We knew this would happen: Texas's SB8, the 6 week abortion ban that can be enforced by citizens, is being mimicked by other states. In Ohio, however, the version on SB8, known as House Bill 480, is more extreme - it's a total abortion ban that would allow anyone who helps an person access an abortion to be taken to court.

HB480 is also known as the 2363 Act (2363 represents the number of abortions performed in the US daily) was introduced by Ohio State Representatives Thomas Hall and Jena Powell. In a November 2021 email to supporters, Reproaction's Senior Research Analyst Kara Mailman pointed out that Powell spoke at Live Action's launch of the campaign, along with David Daleiden, founder of the Center for Medical Progress (CMP), the anti-choice organization responsible for doctoring Planned Parenthood videos and illegally obtaining recordings of National Abortion Federation meetings. (Those videos proved to be fodder for clinic violence, specifically in the November 2015 attack on the Planned Parenthood in Colorado Springs, as well as arson attacks, and a surge in anti-choicers blocking access to clinics.)

CMP also pedals the notion of abortion pill reversal. Mifepristone, one of two drugs used in abortion pills, stops the flow of progesterone to the fetus. Anti-choicers claim that if one supplements their body with high levels of progesterone after taking mifepristone, and doesn't take misoprostol - the second drug, which causes cramping, bleeding, and the expulsion of fetal tissue - then the abortion won't take place. There's no medical evidence to support the abortion pill reversal works, and the idea that people who take abortion pills are suddenly overtaken with panic and regret the moment the medicine passes their lips just doesn't stand up when one looks at what's known about people who have abortions - they seek them with the same, or more, confidence as they would any other medical procedure. (Also, abortion doesn't harm people's mental health, but not being able to access it does.)

With SB8, Texas set a precedent for abortion bans that empower anti-choice citizens to act as vigilantes, and in addition to the threat of being sued, abortion providers are turning away those seeking care every day.
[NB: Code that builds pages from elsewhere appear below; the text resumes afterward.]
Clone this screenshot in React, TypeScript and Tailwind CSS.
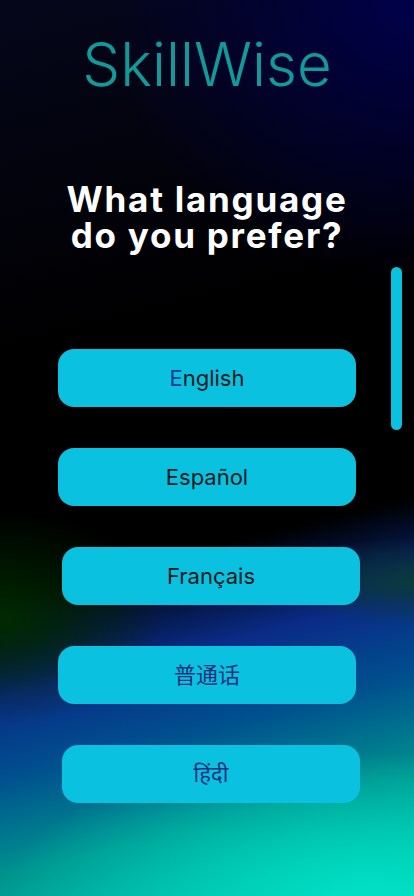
import React from 'react'

const languages = [
  { id: 'en', label: 'English', offset: 'ml-[58px]' },
  { id: 'es', label: 'Español', offset: 'ml-[58px]' },
  { id: 'fr', label: 'Français', offset: 'ml-[62px]' },
  { id: 'zh', label: '普通话', offset: 'ml-[58px]' },
  { id: 'hi', label: 'हिंदी', offset: 'ml-[62px]' },
]

function LanguageButton({ id, label, offset }: { id: string; label: string; offset: string }) {
  const blue = id === 'zh' || id === 'hi'
  return (
    <button
      className={`${offset} w-[298px] h-[58px] rounded-[16px] bg-[#0bc1e0] flex items-center justify-center text-[22px] font-['Inter','Noto_Sans','Noto_Sans_CJK_SC',sans-serif] ${
        blue ? 'text-[#1a3180]' : 'text-[#071a22]'
      }`}
    >
      {id === 'en' ? (
        <span>
          <span className="text-[#0d3a8e]">E</span>nglish
        </span>
      ) : (
        label
      )}
    </button>
  )
}

export default function App() {
  return (
    <div className="relative h-screen w-full overflow-hidden flex flex-col items-center font-['Inter',sans-serif] bg-[radial-gradient(ellipse_75%_32%_at_100%_0%,#00004a_0%,transparent_100%),radial-gradient(ellipse_90%_16%_at_90%_100%,#00e0c4_0%,transparent_100%),radial-gradient(ellipse_40%_12%_at_0%_69%,#002a00_0%,transparent_100%),radial-gradient(ellipse_35%_5%_at_100%_65%,#0a3a3a_0%,transparent_100%),linear-gradient(166deg,#05061a_0%,#000000_36%,#000000_60%,#0a2c88_70%,#00508e_78%,#00948e_88%,#00c8b0_100%)]">
      <h1 className="mt-[34px] text-[60px] font-light leading-none text-[#109a9a]">SkillWise</h1>
      <h2 className="mt-[87px] text-[35px] font-bold leading-[36px] tracking-[0.05em] text-white text-center">
        What language
        <br />
        do you prefer?
      </h2>

      <div className="mt-[96px] w-full flex flex-col gap-[41px]">
        {languages.map(l => (
          <LanguageButton key={l.id} {...l} />
        ))}
      </div>

      <div className="absolute left-[391px] top-[267px] w-[11px] h-[163px] rounded-full bg-[#0bc1e0]" />
    </div>
  )
}
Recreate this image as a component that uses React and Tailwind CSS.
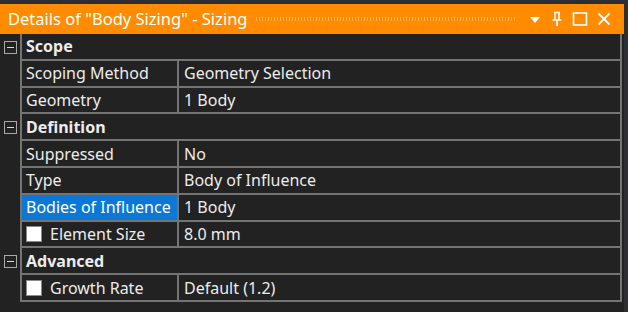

As bills like it and HB 480 continue to be replicated, it should be clear that this legislation has nothing to do with science, especially when we see that characters like Powell clearly dwell in the pockets of anti-choice groups like LiveAction and CMP. The dangerous misinformation that these organizations (including crisis pregnancy centers) push becomes mainstream when it's not countered with facts and exposed for what it is.